I have seen acts of patience and kindness in the ease in which we have transitioned to a new routine of the church. We meet each other as best we can, from wherever we are in the world through technology and letter writing and mask making and parades. We have stepped up to share what we have; I have seen us humble the image of the church, stepping away from the church building to BE the church through gifts of food and paying others bills and making sure that no one around feels like the least of these. And I continue to see love as an action in our conversations about reopening the building. In our push back to that easy love, I have watched us make sure that before we rush in, we make sure that the decision won’t negatively impact our elderly, our immunocompromised, our youngest ones. This part of the verses usually ends with love bears all things, endures all things, but can be better translated into the verb form of the word “roof” meaning love protects all things, love enfolds and shelters from exposure. We do the hard actions of staying sheltered in place at home to show our love by sheltering others.

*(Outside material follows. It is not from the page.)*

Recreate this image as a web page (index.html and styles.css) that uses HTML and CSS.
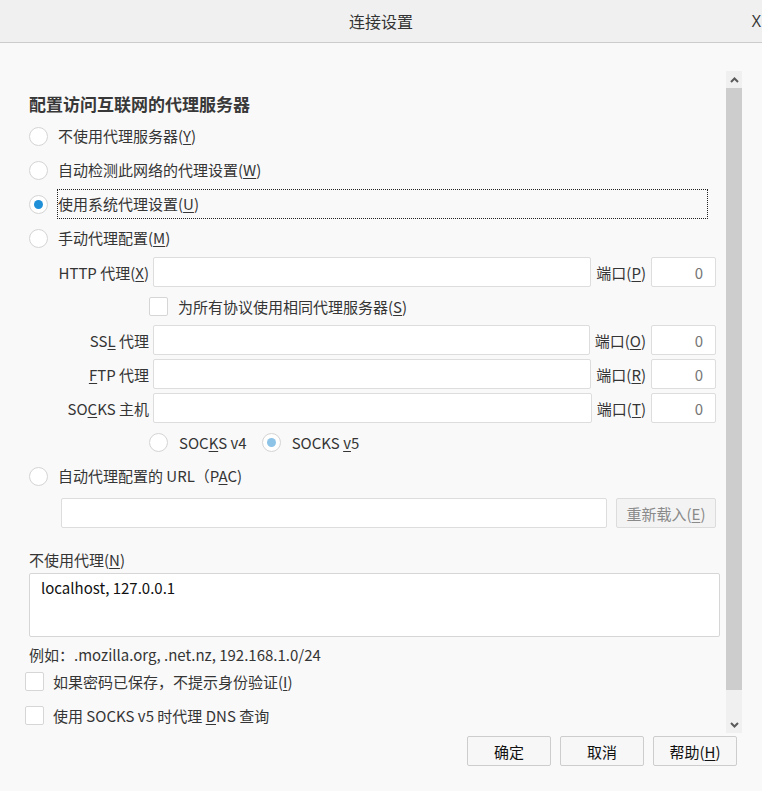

The true end of the passage goes on to say that we will not always have the gifts mentioned in the first third: we do not always have the strength to move mountains or the gift of understanding God, but love abides. Love is the great constant. Love is certainly something we feel, but, moreso, it is the guiding action of the church: We do all things in love. Like the writer to the church in Corinth, I don’t claim to know what is going to happen in the next few months when it comes to seeing each other back in the church building, but I do know that I am hopeful that if we continue to act with love as our northern star, the church will still be the church when we meet again. As the passage says: let love be the beautiful prize for which you run, until and past when we are able to gather again. Amen.
COMMUNION
Meditation and Prayer - Katie Baird
Communion Song - “Bread of Heaven” sung by Joy Wyatt
Words of Institution - Chad Delaney
CLOSING HYMN
BENEDICTION - Sarah
Thank you for joining us here at Mantua Center for worship this week! If you were a part of the weekly watchparty, Hi Hello! So good to see you connecting with us in such a new and blessed way. Our church is full of talents and connection and love.
If you are new to Mantua Center and would like to see more videos, click on the bell or the subscribe button down below to stay on top of when we post new videos. If MCCC is old hat to you, and you are missing some points of connection, why not try one of the Zoom groups throughout the week? We have one at 11 on Sundays, one at 6:30 on Tuesday, one at 2:00 on Wednesdays, and one in the Evening on Thursday. Check out the email from Pastor Chad for more details about the nature of those meetings.
As our benediction today, I would like to offer the following Celtic sending prayer as benediction today: God bless the corners of this house and all the lintel blessed,
And bless the hearth and bless the board and bless each place of rest,
And bless each door that opens wide to strangers as to kin,
And bless each crystal window pane that lets the starlight in,
And bless the rooftree overhead and every sturdy wall.
The peace of man. The peace of God. With peace and love for all.